##### SUPPLIED MATERIAL #####

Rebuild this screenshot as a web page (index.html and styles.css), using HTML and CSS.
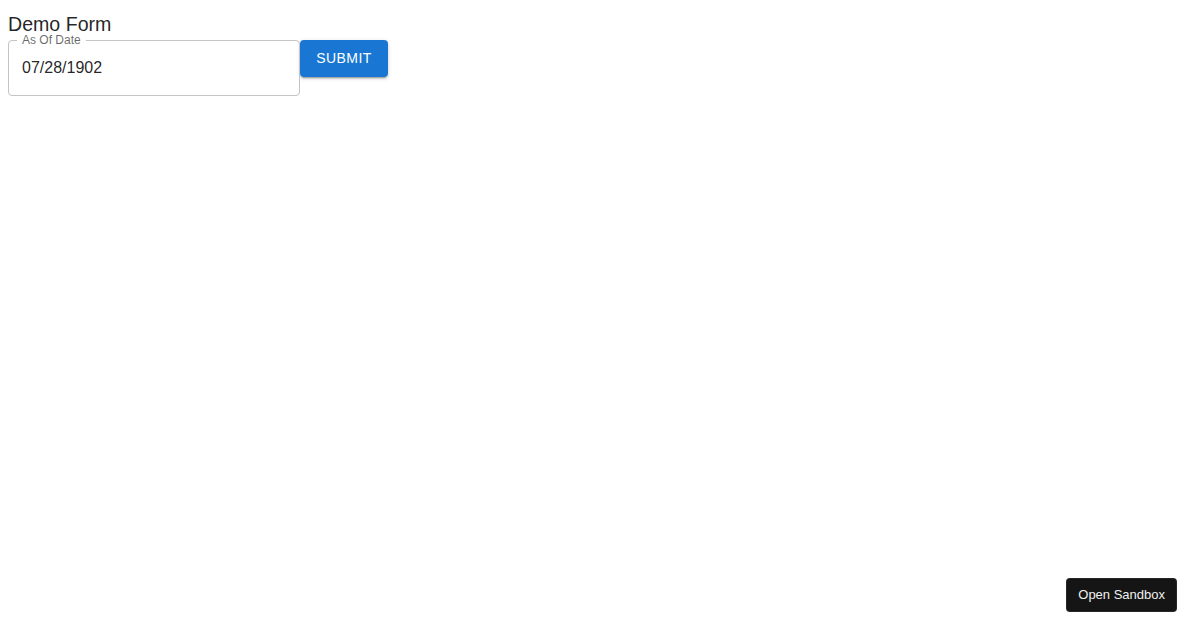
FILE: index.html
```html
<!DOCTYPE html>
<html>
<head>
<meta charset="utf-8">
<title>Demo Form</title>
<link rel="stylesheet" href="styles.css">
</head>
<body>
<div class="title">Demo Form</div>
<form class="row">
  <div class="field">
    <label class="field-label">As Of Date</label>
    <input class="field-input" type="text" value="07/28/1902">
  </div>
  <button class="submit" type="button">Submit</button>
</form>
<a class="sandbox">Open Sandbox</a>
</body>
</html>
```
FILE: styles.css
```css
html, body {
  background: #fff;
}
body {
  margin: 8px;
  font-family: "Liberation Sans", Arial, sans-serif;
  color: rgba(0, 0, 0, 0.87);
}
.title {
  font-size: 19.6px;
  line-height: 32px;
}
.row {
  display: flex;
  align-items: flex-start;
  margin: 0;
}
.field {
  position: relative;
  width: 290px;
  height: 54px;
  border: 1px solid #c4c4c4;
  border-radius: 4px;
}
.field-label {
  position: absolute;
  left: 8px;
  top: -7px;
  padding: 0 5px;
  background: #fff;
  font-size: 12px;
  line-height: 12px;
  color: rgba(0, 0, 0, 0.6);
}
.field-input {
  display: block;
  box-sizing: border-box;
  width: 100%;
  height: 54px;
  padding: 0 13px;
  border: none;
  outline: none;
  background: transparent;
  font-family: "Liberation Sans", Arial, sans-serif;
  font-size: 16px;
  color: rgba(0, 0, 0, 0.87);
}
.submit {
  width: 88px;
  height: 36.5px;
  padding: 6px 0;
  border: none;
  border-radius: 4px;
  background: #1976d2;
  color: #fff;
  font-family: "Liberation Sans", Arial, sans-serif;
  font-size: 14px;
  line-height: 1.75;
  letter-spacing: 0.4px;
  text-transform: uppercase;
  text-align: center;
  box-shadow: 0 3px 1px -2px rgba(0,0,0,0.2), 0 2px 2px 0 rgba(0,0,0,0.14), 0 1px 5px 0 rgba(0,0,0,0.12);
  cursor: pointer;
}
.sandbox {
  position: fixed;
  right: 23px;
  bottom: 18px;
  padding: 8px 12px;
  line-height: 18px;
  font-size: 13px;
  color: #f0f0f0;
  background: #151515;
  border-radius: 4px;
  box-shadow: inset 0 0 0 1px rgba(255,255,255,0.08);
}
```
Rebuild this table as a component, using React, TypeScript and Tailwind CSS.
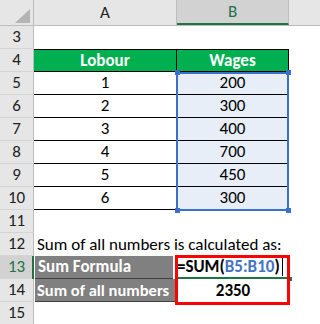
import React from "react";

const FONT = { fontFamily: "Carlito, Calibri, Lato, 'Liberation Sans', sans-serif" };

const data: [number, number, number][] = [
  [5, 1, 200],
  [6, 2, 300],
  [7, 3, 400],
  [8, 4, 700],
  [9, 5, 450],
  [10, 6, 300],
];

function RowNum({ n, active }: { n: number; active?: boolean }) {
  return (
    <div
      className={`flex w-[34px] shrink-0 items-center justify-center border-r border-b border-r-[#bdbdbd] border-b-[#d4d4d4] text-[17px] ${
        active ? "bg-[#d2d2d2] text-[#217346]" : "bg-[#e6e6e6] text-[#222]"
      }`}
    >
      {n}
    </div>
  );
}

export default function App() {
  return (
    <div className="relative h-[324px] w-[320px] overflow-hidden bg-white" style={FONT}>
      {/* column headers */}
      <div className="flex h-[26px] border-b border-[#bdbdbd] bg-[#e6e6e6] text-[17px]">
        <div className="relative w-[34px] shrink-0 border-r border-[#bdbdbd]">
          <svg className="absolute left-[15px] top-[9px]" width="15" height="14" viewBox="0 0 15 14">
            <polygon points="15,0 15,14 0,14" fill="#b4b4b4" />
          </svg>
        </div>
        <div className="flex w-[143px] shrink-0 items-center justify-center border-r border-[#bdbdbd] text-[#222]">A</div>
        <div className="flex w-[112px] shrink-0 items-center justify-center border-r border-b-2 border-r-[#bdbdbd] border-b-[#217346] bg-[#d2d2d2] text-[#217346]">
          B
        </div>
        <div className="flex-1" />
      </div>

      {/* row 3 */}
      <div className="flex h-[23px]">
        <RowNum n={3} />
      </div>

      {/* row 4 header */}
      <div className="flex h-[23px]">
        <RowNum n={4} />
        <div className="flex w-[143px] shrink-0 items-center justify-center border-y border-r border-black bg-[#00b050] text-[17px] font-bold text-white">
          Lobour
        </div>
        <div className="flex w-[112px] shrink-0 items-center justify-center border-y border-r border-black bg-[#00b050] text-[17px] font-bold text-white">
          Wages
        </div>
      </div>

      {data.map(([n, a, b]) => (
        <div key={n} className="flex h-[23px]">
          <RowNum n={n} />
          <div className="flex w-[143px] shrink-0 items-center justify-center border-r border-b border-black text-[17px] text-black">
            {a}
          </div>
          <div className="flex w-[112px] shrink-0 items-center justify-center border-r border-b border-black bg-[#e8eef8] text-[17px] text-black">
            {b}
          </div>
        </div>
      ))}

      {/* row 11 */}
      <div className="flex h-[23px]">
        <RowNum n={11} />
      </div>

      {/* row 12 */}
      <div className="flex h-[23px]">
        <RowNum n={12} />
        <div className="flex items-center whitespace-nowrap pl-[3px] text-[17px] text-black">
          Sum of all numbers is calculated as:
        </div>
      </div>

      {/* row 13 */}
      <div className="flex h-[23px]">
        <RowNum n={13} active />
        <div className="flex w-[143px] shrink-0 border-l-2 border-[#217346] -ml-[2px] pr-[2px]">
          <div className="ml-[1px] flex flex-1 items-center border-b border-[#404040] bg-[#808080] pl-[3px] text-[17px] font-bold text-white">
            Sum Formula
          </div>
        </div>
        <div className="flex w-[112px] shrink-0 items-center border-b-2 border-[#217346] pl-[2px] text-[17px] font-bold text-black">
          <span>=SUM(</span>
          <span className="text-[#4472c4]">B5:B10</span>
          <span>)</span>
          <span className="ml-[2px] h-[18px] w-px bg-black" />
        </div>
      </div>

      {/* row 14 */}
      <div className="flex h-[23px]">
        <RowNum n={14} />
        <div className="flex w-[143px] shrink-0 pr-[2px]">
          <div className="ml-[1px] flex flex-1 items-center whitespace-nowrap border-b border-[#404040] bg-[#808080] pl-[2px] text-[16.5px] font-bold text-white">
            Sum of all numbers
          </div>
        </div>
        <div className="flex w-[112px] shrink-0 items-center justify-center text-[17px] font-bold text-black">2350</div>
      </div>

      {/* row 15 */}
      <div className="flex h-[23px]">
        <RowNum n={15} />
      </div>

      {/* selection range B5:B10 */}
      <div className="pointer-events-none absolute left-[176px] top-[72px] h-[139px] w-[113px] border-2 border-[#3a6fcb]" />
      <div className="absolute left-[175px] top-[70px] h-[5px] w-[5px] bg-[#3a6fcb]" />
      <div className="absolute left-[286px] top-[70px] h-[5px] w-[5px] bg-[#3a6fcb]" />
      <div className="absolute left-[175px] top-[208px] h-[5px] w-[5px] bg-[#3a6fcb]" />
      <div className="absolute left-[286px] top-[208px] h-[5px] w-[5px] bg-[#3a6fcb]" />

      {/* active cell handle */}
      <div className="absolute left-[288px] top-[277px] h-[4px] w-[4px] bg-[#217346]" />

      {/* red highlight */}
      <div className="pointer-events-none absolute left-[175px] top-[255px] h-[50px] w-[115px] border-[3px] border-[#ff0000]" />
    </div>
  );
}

#####

- **WHAT IS REQUIRED**: Restate the listing above word for word, and skip the pictures.

- **ANSWER TO THIS TASK**:
Rebuild this screenshot as a web page (index.html and styles.css), using HTML and CSS.
FILE: index.html
```html
<!DOCTYPE html>
<html>
<head>
<meta charset="utf-8">
<title>Demo Form</title>
<link rel="stylesheet" href="styles.css">
</head>
<body>
<div class="title">Demo Form</div>
<form class="row">
  <div class="field">
    <label class="field-label">As Of Date</label>
    <input class="field-input" type="text" value="07/28/1902">
  </div>
  <button class="submit" type="button">Submit</button>
</form>
<a class="sandbox">Open Sandbox</a>
</body>
</html>
```
FILE: styles.css
```css
html, body {
  background: #fff;
}
body {
  margin: 8px;
  font-family: "Liberation Sans", Arial, sans-serif;
  color: rgba(0, 0, 0, 0.87);
}
.title {
  font-size: 19.6px;
  line-height: 32px;
}
.row {
  display: flex;
  align-items: flex-start;
  margin: 0;
}
.field {
  position: relative;
  width: 290px;
  height: 54px;
  border: 1px solid #c4c4c4;
  border-radius: 4px;
}
.field-label {
  position: absolute;
  left: 8px;
  top: -7px;
  padding: 0 5px;
  background: #fff;
  font-size: 12px;
  line-height: 12px;
  color: rgba(0, 0, 0, 0.6);
}
.field-input {
  display: block;
  box-sizing: border-box;
  width: 100%;
  height: 54px;
  padding: 0 13px;
  border: none;
  outline: none;
  background: transparent;
  font-family: "Liberation Sans", Arial, sans-serif;
  font-size: 16px;
  color: rgba(0, 0, 0, 0.87);
}
.submit {
  width: 88px;
  height: 36.5px;
  padding: 6px 0;
  border: none;
  border-radius: 4px;
  background: #1976d2;
  color: #fff;
  font-family: "Liberation Sans", Arial, sans-serif;
  font-size: 14px;
  line-height: 1.75;
  letter-spacing: 0.4px;
  text-transform: uppercase;
  text-align: center;
  box-shadow: 0 3px 1px -2px rgba(0,0,0,0.2), 0 2px 2px 0 rgba(0,0,0,0.14), 0 1px 5px 0 rgba(0,0,0,0.12);
  cursor: pointer;
}
.sandbox {
  position: fixed;
  right: 23px;
  bottom: 18px;
  padding: 8px 12px;
  line-height: 18px;
  font-size: 13px;
  color: #f0f0f0;
  background: #151515;
  border-radius: 4px;
  box-shadow: inset 0 0 0 1px rgba(255,255,255,0.08);
}
```
Rebuild this table as a component, using React, TypeScript and Tailwind CSS.
import React from "react";

const FONT = { fontFamily: "Carlito, Calibri, Lato, 'Liberation Sans', sans-serif" };

const data: [number, number, number][] = [
  [5, 1, 200],
  [6, 2, 300],
  [7, 3, 400],
  [8, 4, 700],
  [9, 5, 450],
  [10, 6, 300],
];

function RowNum({ n, active }: { n: number; active?: boolean }) {
  return (
    <div
      className={`flex w-[34px] shrink-0 items-center justify-center border-r border-b border-r-[#bdbdbd] border-b-[#d4d4d4] text-[17px] ${
        active ? "bg-[#d2d2d2] text-[#217346]" : "bg-[#e6e6e6] text-[#222]"
      }`}
    >
      {n}
    </div>
  );
}

export default function App() {
  return (
    <div className="relative h-[324px] w-[320px] overflow-hidden bg-white" style={FONT}>
      {/* column headers */}
      <div className="flex h-[26px] border-b border-[#bdbdbd] bg-[#e6e6e6] text-[17px]">
        <div className="relative w-[34px] shrink-0 border-r border-[#bdbdbd]">
          <svg className="absolute left-[15px] top-[9px]" width="15" height="14" viewBox="0 0 15 14">
            <polygon points="15,0 15,14 0,14" fill="#b4b4b4" />
          </svg>
        </div>
        <div className="flex w-[143px] shrink-0 items-center justify-center border-r border-[#bdbdbd] text-[#222]">A</div>
        <div className="flex w-[112px] shrink-0 items-center justify-center border-r border-b-2 border-r-[#bdbdbd] border-b-[#217346] bg-[#d2d2d2] text-[#217346]">
          B
        </div>
        <div className="flex-1" />
      </div>

      {/* row 3 */}
      <div className="flex h-[23px]">
        <RowNum n={3} />
      </div>

      {/* row 4 header */}
      <div className="flex h-[23px]">
        <RowNum n={4} />
        <div className="flex w-[143px] shrink-0 items-center justify-center border-y border-r border-black bg-[#00b050] text-[17px] font-bold text-white">
          Lobour
        </div>
        <div className="flex w-[112px] shrink-0 items-center justify-center border-y border-r border-black bg-[#00b050] text-[17px] font-bold text-white">
          Wages
        </div>
      </div>

      {data.map(([n, a, b]) => (
        <div key={n} className="flex h-[23px]">
          <RowNum n={n} />
          <div className="flex w-[143px] shrink-0 items-center justify-center border-r border-b border-black text-[17px] text-black">
            {a}
          </div>
          <div className="flex w-[112px] shrink-0 items-center justify-center border-r border-b border-black bg-[#e8eef8] text-[17px] text-black">
            {b}
          </div>
        </div>
      ))}

      {/* row 11 */}
      <div className="flex h-[23px]">
        <RowNum n={11} />
      </div>

      {/* row 12 */}
      <div className="flex h-[23px]">
        <RowNum n={12} />
        <div className="flex items-center whitespace-nowrap pl-[3px] text-[17px] text-black">
          Sum of all numbers is calculated as:
        </div>
      </div>

      {/* row 13 */}
      <div className="flex h-[23px]">
        <RowNum n={13} active />
        <div className="flex w-[143px] shrink-0 border-l-2 border-[#217346] -ml-[2px] pr-[2px]">
          <div className="ml-[1px] flex flex-1 items-center border-b border-[#404040] bg-[#808080] pl-[3px] text-[17px] font-bold text-white">
            Sum Formula
          </div>
        </div>
        <div className="flex w-[112px] shrink-0 items-center border-b-2 border-[#217346] pl-[2px] text-[17px] font-bold text-black">
          <span>=SUM(</span>
          <span className="text-[#4472c4]">B5:B10</span>
          <span>)</span>
          <span className="ml-[2px] h-[18px] w-px bg-black" />
        </div>
      </div>

      {/* row 14 */}
      <div className="flex h-[23px]">
        <RowNum n={14} />
        <div className="flex w-[143px] shrink-0 pr-[2px]">
          <div className="ml-[1px] flex flex-1 items-center whitespace-nowrap border-b border-[#404040] bg-[#808080] pl-[2px] text-[16.5px] font-bold text-white">
            Sum of all numbers
          </div>
        </div>
        <div className="flex w-[112px] shrink-0 items-center justify-center text-[17px] font-bold text-black">2350</div>
      </div>

      {/* row 15 */}
      <div className="flex h-[23px]">
        <RowNum n={15} />
      </div>

      {/* selection range B5:B10 */}
      <div className="pointer-events-none absolute left-[176px] top-[72px] h-[139px] w-[113px] border-2 border-[#3a6fcb]" />
      <div className="absolute left-[175px] top-[70px] h-[5px] w-[5px] bg-[#3a6fcb]" />
      <div className="absolute left-[286px] top-[70px] h-[5px] w-[5px] bg-[#3a6fcb]" />
      <div className="absolute left-[175px] top-[208px] h-[5px] w-[5px] bg-[#3a6fcb]" />
      <div className="absolute left-[286px] top-[208px] h-[5px] w-[5px] bg-[#3a6fcb]" />

      {/* active cell handle */}
      <div className="absolute left-[288px] top-[277px] h-[4px] w-[4px] bg-[#217346]" />

      {/* red highlight */}
      <div className="pointer-events-none absolute left-[175px] top-[255px] h-[50px] w-[115px] border-[3px] border-[#ff0000]" />
    </div>
  );
}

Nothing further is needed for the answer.